TASK DETAILS = Filter the entries that follow, copying every line in which the word "this" appears.
[Start of DATA ROWS]
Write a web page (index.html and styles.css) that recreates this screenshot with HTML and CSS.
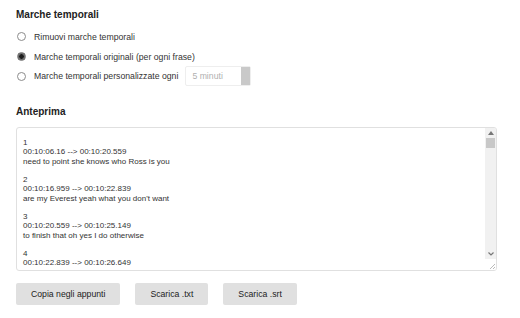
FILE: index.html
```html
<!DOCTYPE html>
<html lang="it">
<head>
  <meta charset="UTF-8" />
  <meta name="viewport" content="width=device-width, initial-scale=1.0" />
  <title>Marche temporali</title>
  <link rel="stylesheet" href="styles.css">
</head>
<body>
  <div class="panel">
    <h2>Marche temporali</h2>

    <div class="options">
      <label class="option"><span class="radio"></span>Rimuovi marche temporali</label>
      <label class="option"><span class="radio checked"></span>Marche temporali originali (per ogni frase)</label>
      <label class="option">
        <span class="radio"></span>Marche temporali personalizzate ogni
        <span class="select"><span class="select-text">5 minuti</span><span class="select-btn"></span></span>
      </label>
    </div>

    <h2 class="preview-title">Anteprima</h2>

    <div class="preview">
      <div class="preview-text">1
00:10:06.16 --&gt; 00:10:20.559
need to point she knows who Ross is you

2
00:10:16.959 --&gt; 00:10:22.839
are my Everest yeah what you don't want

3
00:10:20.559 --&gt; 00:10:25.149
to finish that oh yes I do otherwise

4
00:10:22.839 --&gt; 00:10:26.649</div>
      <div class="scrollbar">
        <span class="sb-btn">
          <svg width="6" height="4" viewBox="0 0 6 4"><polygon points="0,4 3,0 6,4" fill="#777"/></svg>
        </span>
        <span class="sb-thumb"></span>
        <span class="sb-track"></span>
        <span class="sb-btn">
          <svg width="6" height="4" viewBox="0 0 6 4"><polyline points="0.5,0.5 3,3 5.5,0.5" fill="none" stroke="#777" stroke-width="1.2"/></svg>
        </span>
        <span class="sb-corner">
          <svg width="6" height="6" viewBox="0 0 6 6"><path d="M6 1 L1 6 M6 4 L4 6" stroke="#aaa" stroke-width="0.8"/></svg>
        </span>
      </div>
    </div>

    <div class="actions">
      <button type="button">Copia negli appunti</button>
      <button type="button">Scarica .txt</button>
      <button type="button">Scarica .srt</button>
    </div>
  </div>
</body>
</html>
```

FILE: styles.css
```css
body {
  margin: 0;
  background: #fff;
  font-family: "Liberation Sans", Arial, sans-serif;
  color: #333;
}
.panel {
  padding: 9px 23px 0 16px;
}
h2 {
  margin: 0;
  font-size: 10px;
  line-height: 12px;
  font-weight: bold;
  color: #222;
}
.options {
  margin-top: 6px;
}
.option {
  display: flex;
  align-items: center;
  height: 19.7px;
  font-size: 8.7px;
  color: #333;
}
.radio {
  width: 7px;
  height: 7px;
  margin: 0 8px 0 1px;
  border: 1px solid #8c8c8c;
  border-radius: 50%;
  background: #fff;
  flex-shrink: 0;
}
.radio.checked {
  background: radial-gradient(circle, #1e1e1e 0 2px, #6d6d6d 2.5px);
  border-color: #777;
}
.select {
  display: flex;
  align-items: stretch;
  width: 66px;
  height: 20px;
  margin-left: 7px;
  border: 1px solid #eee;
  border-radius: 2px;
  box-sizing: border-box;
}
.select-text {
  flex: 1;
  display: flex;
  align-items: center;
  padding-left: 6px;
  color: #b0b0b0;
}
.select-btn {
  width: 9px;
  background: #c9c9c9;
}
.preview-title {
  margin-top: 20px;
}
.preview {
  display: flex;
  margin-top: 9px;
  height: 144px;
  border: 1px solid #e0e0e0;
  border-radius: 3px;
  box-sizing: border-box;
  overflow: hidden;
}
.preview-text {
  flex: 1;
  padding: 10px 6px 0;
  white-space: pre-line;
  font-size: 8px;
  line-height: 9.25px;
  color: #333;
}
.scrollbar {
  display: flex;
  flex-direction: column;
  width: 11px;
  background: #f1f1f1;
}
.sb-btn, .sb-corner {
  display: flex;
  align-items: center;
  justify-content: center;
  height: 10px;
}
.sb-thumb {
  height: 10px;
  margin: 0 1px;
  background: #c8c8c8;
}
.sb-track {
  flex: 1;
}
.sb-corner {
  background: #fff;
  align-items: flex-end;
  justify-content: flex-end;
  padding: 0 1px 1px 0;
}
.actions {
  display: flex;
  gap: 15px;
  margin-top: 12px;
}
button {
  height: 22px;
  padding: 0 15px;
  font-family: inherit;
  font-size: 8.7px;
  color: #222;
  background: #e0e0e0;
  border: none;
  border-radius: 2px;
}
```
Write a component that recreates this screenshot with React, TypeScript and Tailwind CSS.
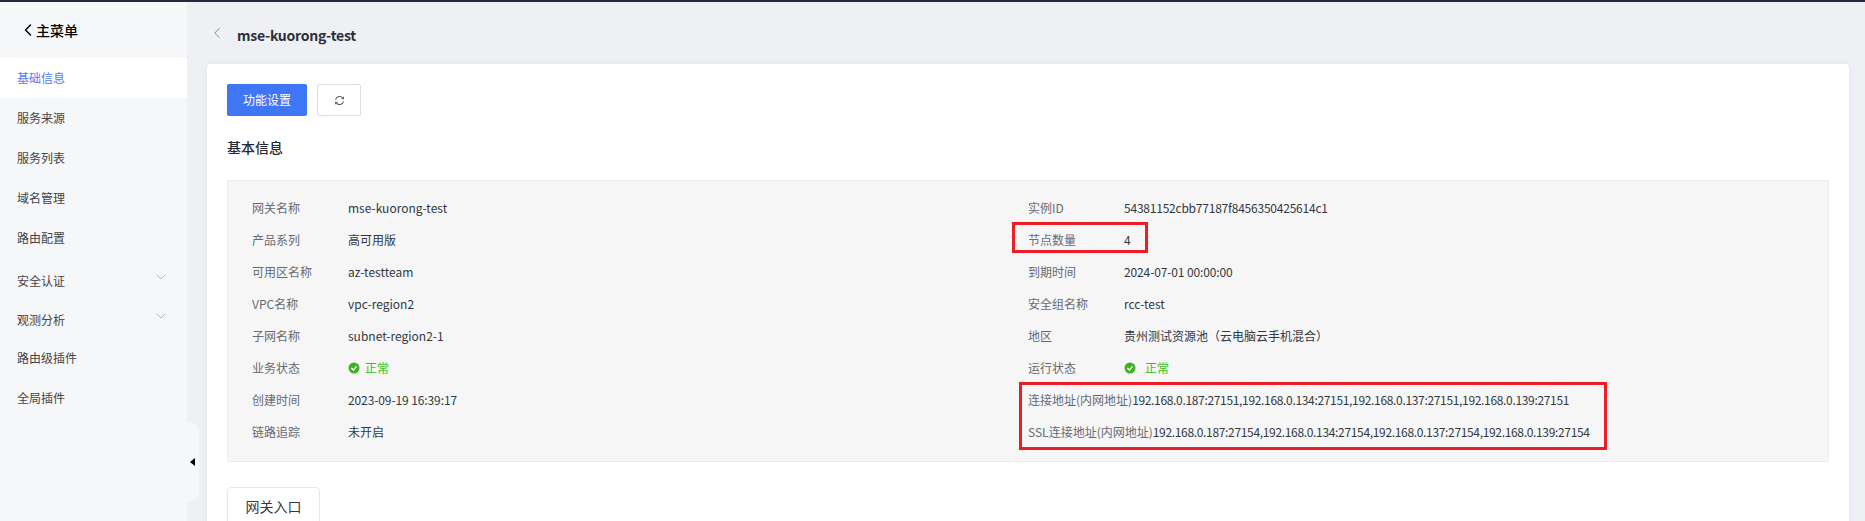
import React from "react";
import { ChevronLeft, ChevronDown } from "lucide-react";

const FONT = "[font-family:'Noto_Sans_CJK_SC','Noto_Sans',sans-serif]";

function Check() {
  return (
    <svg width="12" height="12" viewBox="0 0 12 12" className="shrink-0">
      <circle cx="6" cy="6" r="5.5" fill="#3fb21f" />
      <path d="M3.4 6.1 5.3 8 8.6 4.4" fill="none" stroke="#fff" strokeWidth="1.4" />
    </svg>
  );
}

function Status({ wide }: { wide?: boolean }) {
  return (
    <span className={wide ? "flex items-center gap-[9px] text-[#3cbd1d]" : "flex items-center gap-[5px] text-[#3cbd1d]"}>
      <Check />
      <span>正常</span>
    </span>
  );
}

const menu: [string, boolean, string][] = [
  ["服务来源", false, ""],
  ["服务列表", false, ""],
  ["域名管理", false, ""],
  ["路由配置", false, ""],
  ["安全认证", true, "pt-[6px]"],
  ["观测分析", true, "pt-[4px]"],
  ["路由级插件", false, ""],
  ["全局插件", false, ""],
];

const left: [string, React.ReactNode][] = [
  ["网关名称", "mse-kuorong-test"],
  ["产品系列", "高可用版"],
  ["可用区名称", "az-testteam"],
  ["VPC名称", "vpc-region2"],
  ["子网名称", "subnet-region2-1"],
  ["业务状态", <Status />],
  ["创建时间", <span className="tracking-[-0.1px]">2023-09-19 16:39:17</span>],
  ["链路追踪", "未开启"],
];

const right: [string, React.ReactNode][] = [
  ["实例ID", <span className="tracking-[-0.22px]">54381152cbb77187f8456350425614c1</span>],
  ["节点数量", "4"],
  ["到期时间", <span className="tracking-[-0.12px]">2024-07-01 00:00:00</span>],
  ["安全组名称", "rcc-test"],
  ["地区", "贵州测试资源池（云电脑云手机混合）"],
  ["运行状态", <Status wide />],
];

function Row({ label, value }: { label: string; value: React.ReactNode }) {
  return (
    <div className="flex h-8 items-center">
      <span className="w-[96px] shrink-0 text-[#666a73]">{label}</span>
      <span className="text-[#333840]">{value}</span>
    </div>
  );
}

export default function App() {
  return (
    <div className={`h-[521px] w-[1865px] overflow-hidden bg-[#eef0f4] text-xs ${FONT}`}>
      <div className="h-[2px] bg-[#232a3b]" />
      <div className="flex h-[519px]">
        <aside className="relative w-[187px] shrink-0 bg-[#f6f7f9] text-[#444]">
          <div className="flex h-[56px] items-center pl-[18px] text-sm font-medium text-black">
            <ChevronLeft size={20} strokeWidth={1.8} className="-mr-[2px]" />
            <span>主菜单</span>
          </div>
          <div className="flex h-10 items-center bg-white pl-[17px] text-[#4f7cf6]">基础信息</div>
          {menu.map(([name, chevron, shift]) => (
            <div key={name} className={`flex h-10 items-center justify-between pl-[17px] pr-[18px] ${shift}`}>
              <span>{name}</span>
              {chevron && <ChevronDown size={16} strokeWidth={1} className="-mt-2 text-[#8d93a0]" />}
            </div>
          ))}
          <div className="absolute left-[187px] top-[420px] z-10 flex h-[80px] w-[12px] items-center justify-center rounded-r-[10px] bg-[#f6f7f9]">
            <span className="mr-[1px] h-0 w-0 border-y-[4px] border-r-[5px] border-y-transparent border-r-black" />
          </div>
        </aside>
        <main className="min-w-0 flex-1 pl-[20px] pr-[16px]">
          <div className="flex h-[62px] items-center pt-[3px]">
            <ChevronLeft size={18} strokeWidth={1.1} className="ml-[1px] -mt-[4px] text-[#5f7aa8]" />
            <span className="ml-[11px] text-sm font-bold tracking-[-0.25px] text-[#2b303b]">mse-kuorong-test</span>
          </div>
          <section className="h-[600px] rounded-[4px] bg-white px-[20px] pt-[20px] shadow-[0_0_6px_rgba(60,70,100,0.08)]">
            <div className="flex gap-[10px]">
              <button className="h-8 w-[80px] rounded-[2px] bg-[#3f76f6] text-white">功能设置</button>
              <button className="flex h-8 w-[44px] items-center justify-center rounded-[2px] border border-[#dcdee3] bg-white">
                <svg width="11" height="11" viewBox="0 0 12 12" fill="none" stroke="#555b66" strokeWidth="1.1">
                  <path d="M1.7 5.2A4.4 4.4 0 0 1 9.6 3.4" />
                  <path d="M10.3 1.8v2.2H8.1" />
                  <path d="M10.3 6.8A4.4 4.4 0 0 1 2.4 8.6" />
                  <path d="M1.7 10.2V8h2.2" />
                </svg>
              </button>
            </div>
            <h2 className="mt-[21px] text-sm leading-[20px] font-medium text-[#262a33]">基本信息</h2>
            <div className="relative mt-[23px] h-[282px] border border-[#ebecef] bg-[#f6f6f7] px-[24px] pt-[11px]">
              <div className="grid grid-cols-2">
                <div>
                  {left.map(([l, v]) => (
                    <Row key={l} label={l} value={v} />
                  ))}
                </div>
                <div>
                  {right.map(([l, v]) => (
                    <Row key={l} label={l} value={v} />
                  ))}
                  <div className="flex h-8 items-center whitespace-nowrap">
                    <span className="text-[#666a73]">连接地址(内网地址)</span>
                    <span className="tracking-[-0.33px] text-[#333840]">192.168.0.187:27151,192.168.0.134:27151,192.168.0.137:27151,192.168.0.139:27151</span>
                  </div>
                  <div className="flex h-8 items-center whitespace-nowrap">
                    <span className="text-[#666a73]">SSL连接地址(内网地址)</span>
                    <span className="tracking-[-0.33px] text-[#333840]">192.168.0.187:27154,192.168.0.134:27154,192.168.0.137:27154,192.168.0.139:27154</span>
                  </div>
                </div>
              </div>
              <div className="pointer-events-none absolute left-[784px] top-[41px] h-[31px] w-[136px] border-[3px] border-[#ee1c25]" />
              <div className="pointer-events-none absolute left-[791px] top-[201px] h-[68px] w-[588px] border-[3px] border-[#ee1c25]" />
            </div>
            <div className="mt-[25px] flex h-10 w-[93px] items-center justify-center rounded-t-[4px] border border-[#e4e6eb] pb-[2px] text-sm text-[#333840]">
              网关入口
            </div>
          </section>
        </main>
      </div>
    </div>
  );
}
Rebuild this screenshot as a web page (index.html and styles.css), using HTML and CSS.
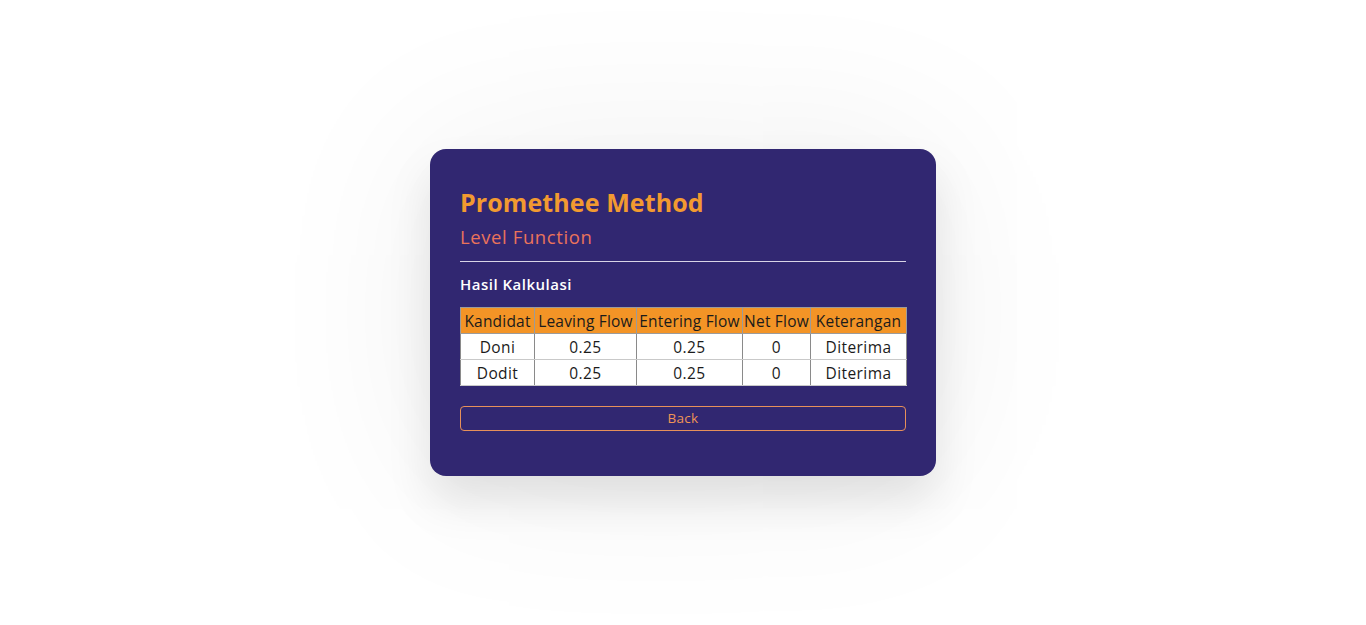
[End of DATA ROWS]
ANSWER TO THE EXERCISE =
Write a web page (index.html and styles.css) that recreates this screenshot with HTML and CSS.
Write a component that recreates this screenshot with React, TypeScript and Tailwind CSS.
Rebuild this screenshot as a web page (index.html and styles.css), using HTML and CSS.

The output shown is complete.